Joseph Warren on dangers of standing armies (1772)


In March 1772 Joseph Warren gave an oration to mark the second anniversary of the Boston Massacre. In this speech he mentioned the dangers of keeping standing armies in cities during times of peace:


“After various struggles during the tyrannic reigns of the House of Stuart… the connection between Great Britain and this colony was settled in the reign of King William and Queen Mary, by a compact, the conditions of which were expressed in a charter; by which all the liberties and immunities of British subjects, were confined to this province, as fully and as absolutely as they possibly could be by any human instrument which can be devised… And the most important right of a British subject is that he shall be governed by no laws but those to which he, either in person or by his representative, hath given his consent. And this I will venture to assert is the grand basis of British freedom; it is interwoven with the constitution and whenever it is lost, the constitution must be destroyed…

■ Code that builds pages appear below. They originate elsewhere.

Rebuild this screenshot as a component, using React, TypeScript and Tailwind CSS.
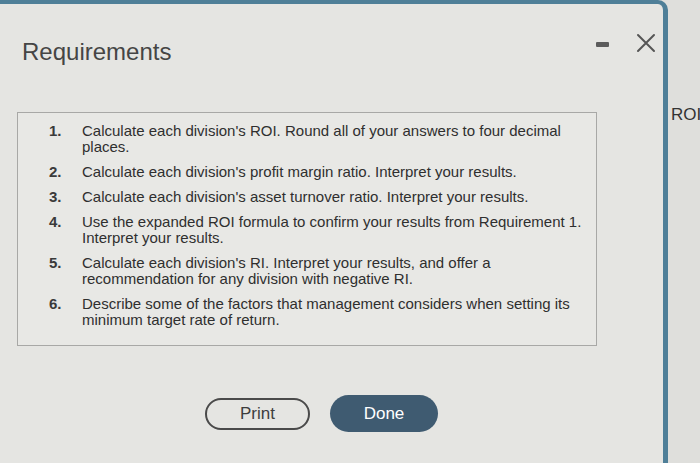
import React from "react";

const items: { n: string; lines: string[] }[] = [
  { n: "1.", lines: ["Calculate each division's ROI. Round all of your answers to four decimal", "places."] },
  { n: "2.", lines: ["Calculate each division's profit margin ratio. Interpret your results."] },
  { n: "3.", lines: ["Calculate each division's asset turnover ratio. Interpret your results."] },
  { n: "4.", lines: ["Use the expanded ROI formula to confirm your results from Requirement 1.", "Interpret your results."] },
  { n: "5.", lines: ["Calculate each division's RI. Interpret your results, and offer a", "recommendation for any division with negative RI."] },
  { n: "6.", lines: ["Describe some of the factors that management considers when setting its", "minimum target rate of return."] },
];

export default function App() {
  return (
    <div
      className="flex h-[463px] w-[700px] overflow-hidden bg-[#dfdfdc]"
      style={{ fontFamily: '"Liberation Sans", Arial, sans-serif' }}
    >
      {/* Dialog */}
      <div className="flex h-[463px] w-[668px] shrink-0 flex-col rounded-tr-[10px] border-t-[4px] border-r-[5px] border-[#4f7f98] bg-[#e5e5e2]">
        {/* Header */}
        <div className="flex items-start justify-between pt-[32px] pl-[22px] pr-[6px]">
          <h1 className="text-[24px] leading-[32px] text-[#454545]">Requirements</h1>
          <div className="flex items-start gap-[26px]">
            <span className="mt-[6px] block h-[5px] w-[13px] rounded-[1px] bg-[#5c5c5c]" />
            <svg width="22" height="22" viewBox="0 0 22 22" className="-mt-[4px]">
              <path d="M3 3 L19 19 M19 3 L3 19" stroke="#555" strokeWidth="2" strokeLinecap="round" fill="none" />
            </svg>
          </div>
        </div>

        {/* Requirement list */}
        <div className="ml-[17px] mt-[44px] h-[234px] w-[580px] border border-[#a8a8a6] bg-[#e8e8e5] pl-[31px] pt-[10px]">
          <ol className="flex flex-col gap-[9px] text-[15px] leading-[16px] text-[#2f2f2f]">
            {items.map(it => (
              <li key={it.n} className="flex">
                <span className="w-[33px] shrink-0 font-bold text-[#3a3a3a]">{it.n}</span>
                <span className="flex flex-col">
                  {it.lines.map(l => (
                    <span key={l}>{l}</span>
                  ))}
                </span>
              </li>
            ))}
          </ol>
        </div>

        {/* Buttons */}
        <div className="ml-[205px] mt-[49px] flex items-center gap-[20px]">
          <button className="h-[32px] w-[105px] rounded-full border-2 border-[#4a4a4a] text-[17px] text-[#3d3d3d]">
            Print
          </button>
          <button className="h-[37px] w-[108px] rounded-full bg-[#3f5b71] text-[17px] text-white">
            Done
          </button>
        </div>
      </div>

      {/* Background sliver */}
      <div className="relative flex-1">
        <span className="absolute left-[3px] top-[102px] text-[17px] text-[#333]">ROI</span>
      </div>
    </div>
  );
}
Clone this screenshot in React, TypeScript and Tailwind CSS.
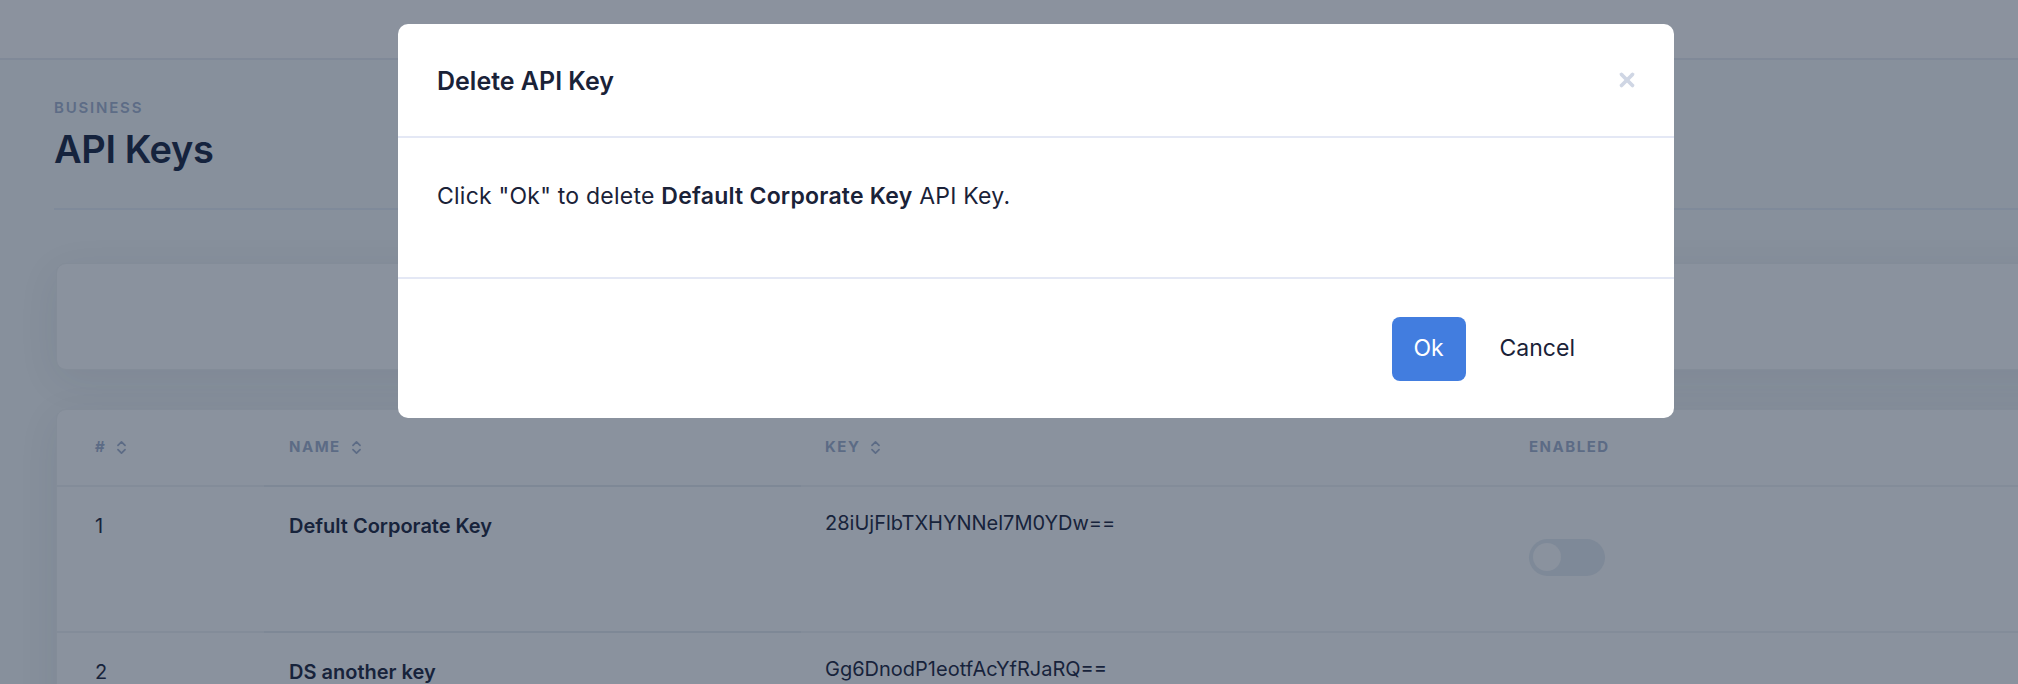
import { ChevronsUpDown, X } from "lucide-react";

const rows = [
  { id: 1, name: "Defult Corporate Key", key: "28iUjFlbTXHYNNel7M0YDw==" },
  { id: 2, name: "DS another key", key: "Gg6DnodP1eotfAcYfRJaRQ==" },
];

const SortIcon = () => <ChevronsUpDown size={17} strokeWidth={2.4} className="ml-[7px] text-[#5c6b85]" />;

const Toggle = () => (
  <div className="flex h-[37px] w-[76px] items-center rounded-full bg-[#7e8998] px-[4px]">
    <div className="h-[28px] w-[28px] rounded-full bg-[#8a929e]" />
  </div>
);

const App = () => {
  return (
    <div className="relative h-[684px] w-[2018px] overflow-hidden bg-[#87909c] font-['Inter',sans-serif]">
      <div className="h-[60px] border-b-2 border-[#808998] bg-[#8b929e]" />
      <div className="w-[2100px] pl-[54px]">
        <div className="pt-[38px] text-[15px] font-semibold leading-[20px] tracking-[0.12em] text-[#5d6c86]">BUSINESS</div>
        <h1 className="mt-[7px] text-[38px] leading-[48px] font-semibold tracking-[-0.01em] text-[#15233d]">API Keys</h1>
        <div className="mt-[35px] h-[2px] bg-[#7f8a9a]" />

        <div className="mt-[53px] ml-[2px] h-[107px] rounded-[10px] border border-[#838c98] bg-[#8a929e] shadow-[0_10px_40px_rgba(30,40,60,0.08)]" />

        <div className="mt-[39px] ml-[2px] rounded-[10px] border border-[#838c98] bg-[#8a929e] shadow-[0_10px_40px_rgba(30,40,60,0.08)]">
          <div className="grid h-[75px] grid-cols-[207px_537px_704px_1fr] items-center text-[15px] font-bold tracking-[0.1em] text-[#5c6b85]">
            <div className="flex items-center pl-[38px]">#<SortIcon /></div>
            <div className="flex items-center pl-[25px]">NAME<SortIcon /></div>
            <div className="flex items-center pl-[24px]">KEY<SortIcon /></div>
            <div className="pl-[24px]">ENABLED</div>
          </div>
          {rows.map((r) => (
            <div key={r.id} className="grid h-[146px] grid-cols-[207px_537px_704px_1fr] text-[20px] leading-[28px] text-[#17233b]">
              <div className="border-t-2 border-[#838c99] pt-[25px] pl-[38px]">{r.id}</div>
              <div className="border-t-2 border-[#7e8896] pt-[25px] pl-[25px] font-semibold">{r.name}</div>
              <div className="border-t-2 border-[#838c99] pt-[22px] pl-[24px]">{r.key}</div>
              <div className="flex items-center border-t-2 border-[#838c99] pb-[4px] pl-[24px]">
                <Toggle />
              </div>
            </div>
          ))}
        </div>
      </div>

      <div className="absolute top-[24px] left-[398px] w-[1276px] rounded-[10px] bg-white text-[#1a2238]">
        <div className="flex h-[114px] items-center justify-between border-b-2 border-[#e4e8f5] pl-[39px] pr-[36px]">
          <h2 className="pt-[4px] text-[25px] font-semibold">Delete API Key</h2>
          <X size={22} strokeWidth={4} className="text-[#cfd6e4]" />
        </div>
        <div className="px-[39px] pt-[42px] pb-[64px] text-[23px] leading-[33px] tracking-[0.01em]">
          Click "Ok" to delete <span className="font-semibold">Default Corporate Key</span> API Key.
        </div>
        <div className="flex h-[141px] items-center justify-end border-t-2 border-[#e4e8f5] pr-[75px]">
          <button className="h-[64px] w-[74px] rounded-[8px] bg-[#427ddf] text-[23px] text-white">Ok</button>
          <button className="ml-[10px] px-[24px] text-[23px] text-[#1a2238]">Cancel</button>
        </div>
      </div>
    </div>
  );
};

export default App;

The ruinous consequences of standing armies to free communities may be seen in the histories of Syracuse, Rome and many other once flourishing states; some of which scarcely now have a name! Their baneful influence is most suddenly felt when they are placed in populous cities; for by a corruption of morals, the public happiness is immediately affected… This is one of the effects of quartering troops in a populous city, a truth to which many a mourning parent, many a lost despairing child in this metropolis, must bear a very melancholy testimony.

Soldiers are also taught to consider arms as the only arbiters by which every dispute is to be decided… they are instructed implicitly to obey their commanders, without inquiring into the justice of the cause… they are ever to be dreaded as the ready engines of tyranny and oppression. And it is too observable that they are prone to introduce the same mode of decision in the disputes of individuals. From thence have often arisen great animosities between them and the inhabitants who, whilst in a naked defenceless state, are frequently insulted and abused by an armed soldiery.

This will be more especially the case when the troops are informed that the intention of their being stationed in any city, is to over-awe the inhabitants. That this was the avowed design of stationing an armed force in this town is sufficiently known; and we, my fellow-citizens, have seen, we have felt the tragical effects!

The fatal Fifth of March 1770 can never be forgotten. The horrors of that dreadful night are but too deeply impressed on our hearts. Language is too feeble to paint the emotions of our souls, when our streets were stained with the blood of our brethren; when our ears were wounded by the groans of the dying, and our eyes were tormented with the sight of the mangled bodies of the dead. When our alarmed imagination presented to our view our houses wrapped in flames, our children subjected to the barbarous caprice of the raging soldiery; our beauteous virgins exposed to all the insolence of unbridled passion; our virtuous wives, endeared to us by every tender tie, falling a sacrifice to worse than brutal violence…

The thoughts of vengeance were soon buried in our inbred affection to Great Britain, and calm reason dictated a method of removing the troops more mild than an immediate recourse to the sword. With united efforts you urged the immediate departure of the troops from the town; you urged it, with a resolution which ensured success; you obtained your wishes, and the removal of the troops was effected, without one drop of their blood being shed by the inhabitants.”